Dataset records
━━━━━━━━━━━━━━━━━━━━━━━━━━━━━━

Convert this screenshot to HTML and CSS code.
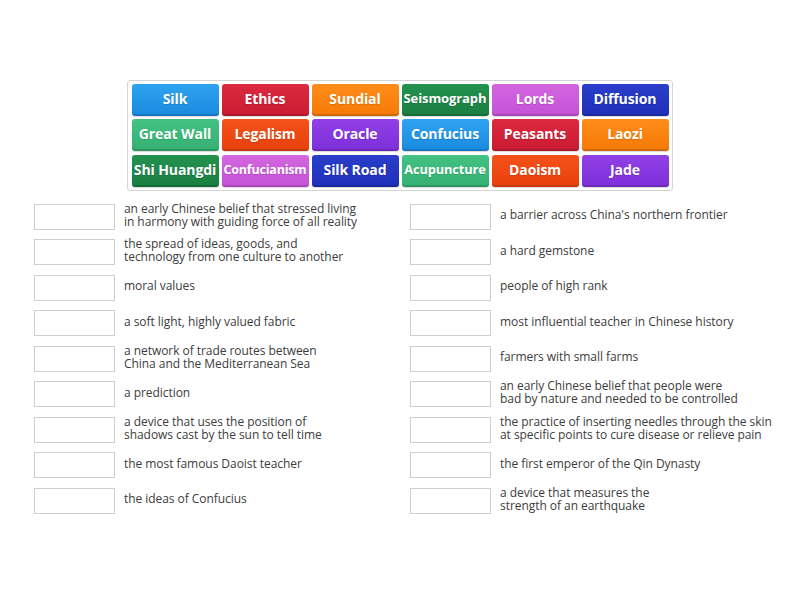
FILE: index.html
```html
<!DOCTYPE html>
<html>
<head>
<meta charset="utf-8">
<link rel="stylesheet" href="styles.css">
</head>
<body>
<div class="page">
  <div class="bank">
    <div class="tile c-blue">Silk</div>
    <div class="tile c-crimson">Ethics</div>
    <div class="tile c-orange">Sundial</div>
    <div class="tile c-dgreen fs13">Seismograph</div>
    <div class="tile c-pink">Lords</div>
    <div class="tile c-dblue">Diffusion</div>
    <div class="tile c-green">Great Wall</div>
    <div class="tile c-redor">Legalism</div>
    <div class="tile c-purple">Oracle</div>
    <div class="tile c-blue">Confucius</div>
    <div class="tile c-crimson">Peasants</div>
    <div class="tile c-orange">Laozi</div>
    <div class="tile c-dgreen">Shi Huangdi</div>
    <div class="tile c-pink fs12">Confucianism</div>
    <div class="tile c-dblue">Silk Road</div>
    <div class="tile c-green fs125">Acupuncture</div>
    <div class="tile c-redor">Daoism</div>
    <div class="tile c-purple">Jade</div>
  </div>
  <div class="rows">
    <div class="row"><div class="slot"></div><div class="desc">an early Chinese belief that stressed living<br>in harmony with guiding force of all reality</div></div>
    <div class="row"><div class="slot"></div><div class="desc">a barrier across China's northern frontier</div></div>
    <div class="row"><div class="slot"></div><div class="desc">the spread of ideas, goods, and<br>technology from one culture to another</div></div>
    <div class="row"><div class="slot"></div><div class="desc">a hard gemstone</div></div>
    <div class="row"><div class="slot"></div><div class="desc">moral values</div></div>
    <div class="row"><div class="slot"></div><div class="desc">people of high rank</div></div>
    <div class="row"><div class="slot"></div><div class="desc">a soft light, highly valued fabric</div></div>
    <div class="row"><div class="slot"></div><div class="desc">most influential teacher in Chinese history</div></div>
    <div class="row"><div class="slot"></div><div class="desc">a network of trade routes between<br>China and the Mediterranean Sea</div></div>
    <div class="row"><div class="slot"></div><div class="desc">farmers with small farms</div></div>
    <div class="row"><div class="slot"></div><div class="desc">a prediction</div></div>
    <div class="row"><div class="slot"></div><div class="desc">an early Chinese belief that people were<br>bad by nature and needed to be controlled</div></div>
    <div class="row"><div class="slot"></div><div class="desc">a device that uses the position of<br>shadows cast by the sun to tell time</div></div>
    <div class="row"><div class="slot"></div><div class="desc">the practice of inserting needles through the skin<br>at specific points to cure disease or relieve pain</div></div>
    <div class="row"><div class="slot"></div><div class="desc">the most famous Daoist teacher</div></div>
    <div class="row"><div class="slot"></div><div class="desc">the first emperor of the Qin Dynasty</div></div>
    <div class="row"><div class="slot"></div><div class="desc">the ideas of Confucius</div></div>
    <div class="row"><div class="slot"></div><div class="desc">a device that measures the<br>strength of an earthquake</div></div>
  </div>
</div>
</body>
</html>
```
FILE: styles.css
```css
* { box-sizing: border-box; }
html, body { margin: 0; padding: 0; background: #fff; }
body { font-family: "Open Sans", "Liberation Sans", sans-serif; }
.page { width: 800px; height: 600px; padding-top: 80px; }
.bank {
  width: 546px;
  margin: 0 auto;
  border: 1px solid #d4d4d4;
  border-radius: 3px;
  padding: 2.5px 2.5px 3px 3.5px;
  display: grid;
  grid-template-columns: repeat(6, 87px);
  grid-auto-rows: 32px;
  column-gap: 3px;
  row-gap: 3.7px;
}
.tile {
  border-radius: 3px;
  color: #fff;
  font-weight: 700;
  font-size: 14px;
  display: flex;
  align-items: center;
  justify-content: center;
  padding-bottom: 3px;
  white-space: nowrap;
  letter-spacing: -0.1px;
  box-shadow: inset 0 -2px 0 rgba(0,0,0,0.15), 0 1px 1px rgba(0,0,0,0.15);
  text-shadow: 0 1px 1px rgba(0,0,0,0.15);
}
.fs13 { font-size: 13px; }
.fs125 { font-size: 12.8px; }
.fs12 { font-size: 12.5px; letter-spacing: -0.2px; }
.c-blue { background: linear-gradient(#2fa3f0, #1a8ae0); }
.c-crimson { background: linear-gradient(#dc2a40, #c91b32); }
.c-orange { background: linear-gradient(#ff8c1a, #f57a05); }
.c-dgreen { background: linear-gradient(#23924f, #1a7e42); }
.c-pink { background: linear-gradient(#d466e0, #c452d6); }
.c-dblue { background: linear-gradient(#2a3ecb, #1f30b8); }
.c-green { background: linear-gradient(#43c283, #35b072); }
.c-redor { background: linear-gradient(#f5521a, #e8400b); }
.c-purple { background: linear-gradient(#9140e6, #7e2fd8); }
.rows {
  margin-top: 13px;
  padding-left: 34px;
  display: grid;
  grid-template-columns: 376px 376px;
  grid-auto-rows: 26px;
  row-gap: 9.5px;
}
.row { display: flex; align-items: center; }
.slot {
  flex: none;
  width: 81px;
  height: 26px;
  border: 1px solid #cfcfcf;
  background: #fff;
}
.desc {
  margin-left: 9px;
  font-size: 12px;
  line-height: 13px;
  letter-spacing: -0.05px;
  color: #3c3c3c;
  white-space: nowrap;
  margin-top: -4px;
}
```
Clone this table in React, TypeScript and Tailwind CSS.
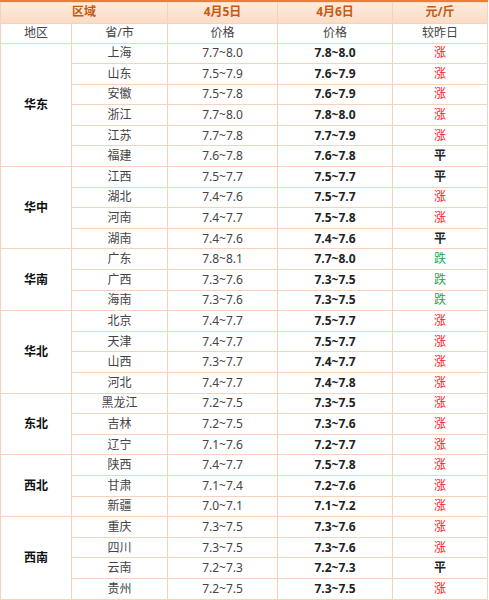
const rows: [string, string, string, string][] = [
  ["上海", "7.7~8.0", "7.8~8.0", "涨"],
  ["山东", "7.5~7.9", "7.6~7.9", "涨"],
  ["安徽", "7.5~7.8", "7.6~7.9", "涨"],
  ["浙江", "7.7~8.0", "7.8~8.0", "涨"],
  ["江苏", "7.7~7.8", "7.7~7.9", "涨"],
  ["福建", "7.6~7.8", "7.6~7.8", "平"],
  ["江西", "7.5~7.7", "7.5~7.7", "平"],
  ["湖北", "7.4~7.6", "7.5~7.7", "涨"],
  ["河南", "7.4~7.7", "7.5~7.8", "涨"],
  ["湖南", "7.4~7.6", "7.4~7.6", "平"],
  ["广东", "7.8~8.1", "7.7~8.0", "跌"],
  ["广西", "7.3~7.6", "7.3~7.5", "跌"],
  ["海南", "7.3~7.6", "7.3~7.5", "跌"],
  ["北京", "7.4~7.7", "7.5~7.7", "涨"],
  ["天津", "7.4~7.7", "7.5~7.7", "涨"],
  ["山西", "7.3~7.7", "7.4~7.7", "涨"],
  ["河北", "7.4~7.7", "7.4~7.8", "涨"],
  ["黑龙江", "7.2~7.5", "7.3~7.5", "涨"],
  ["吉林", "7.2~7.5", "7.3~7.6", "涨"],
  ["辽宁", "7.1~7.6", "7.2~7.7", "涨"],
  ["陕西", "7.4~7.7", "7.5~7.8", "涨"],
  ["甘肃", "7.1~7.4", "7.2~7.6", "涨"],
  ["新疆", "7.0~7.1", "7.1~7.2", "涨"],
  ["重庆", "7.3~7.5", "7.3~7.6", "涨"],
  ["四川", "7.3~7.5", "7.3~7.6", "涨"],
  ["云南", "7.2~7.3", "7.2~7.3", "平"],
  ["贵州", "7.2~7.5", "7.3~7.5", "涨"],
];

// region name -> index of first row and span
const regions: Record<number, [string, number]> = {
  0: ["华东", 6],
  6: ["华中", 4],
  10: ["华南", 3],
  13: ["华北", 4],
  17: ["东北", 3],
  20: ["西北", 3],
  23: ["西南", 4],
};

function Trend({ t }: { t: string }) {
  if (t === "涨") return <span className="text-[#ff1a1a]">涨</span>;
  if (t === "跌") return <span className="text-[#1fa552]">跌</span>;
  return <span className="font-bold text-[#222]">平</span>;
}

const cell = "border border-[#f5d2b9] text-center p-0";

export default function App() {
  return (
    <div
      className="w-[489px] h-[600px] bg-white overflow-hidden"
      style={{ fontFamily: '"Noto Sans", "Noto Sans CJK SC", sans-serif' }}
    >
      <table className="w-[487px] border-collapse table-fixed text-[12px] leading-none">
        <colgroup>
          <col className="w-[71px]" />
          <col className="w-[96px]" />
          <col className="w-[110px]" />
          <col className="w-[115px]" />
          <col className="w-[95px]" />
        </colgroup>
        <thead>
          <tr className="h-[22px] bg-gradient-to-b from-[#fdebdd] to-[#fbdcc6] font-bold text-[#c55a11] border-t-[2px] border-t-[#ee7d31]">
            <th colSpan={2} className={cell}>区域</th>
            <th className={cell}>4月5日</th>
            <th className={cell}>4月6日</th>
            <th className={cell}>元/斤</th>
          </tr>
          <tr className="h-[20px] text-[#444] font-normal">
            <td className={cell}>地区</td>
            <td className={cell}>省/市</td>
            <td className={cell}>价格</td>
            <td className={cell}>价格</td>
            <td className={cell}>较昨日</td>
          </tr>
        </thead>
        <tbody>
          {rows.map((r, i) => (
            <tr key={r[0]} className="h-[20.6px]">
              {regions[i] && (
                <td rowSpan={regions[i][1]} className={`${cell} font-bold text-[#111]`}>
                  {regions[i][0]}
                </td>
              )}
              <td className={`${cell} text-[#444]`}>{r[0]}</td>
              <td className={`${cell} text-[#444]`}>{r[1]}</td>
              <td className={`${cell} font-bold text-[#222]`}>{r[2]}</td>
              <td className={cell}>
                <Trend t={r[3]} />
              </td>
            </tr>
          ))}
        </tbody>
      </table>
    </div>
  );
}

━━━━━━━━━━━━━━━━━━━━━━━━━━━━━━

What the task asks
Look through the material and copy each line that has "this".

Exercise solution
Convert this screenshot to HTML and CSS code.
Clone this table in React, TypeScript and Tailwind CSS.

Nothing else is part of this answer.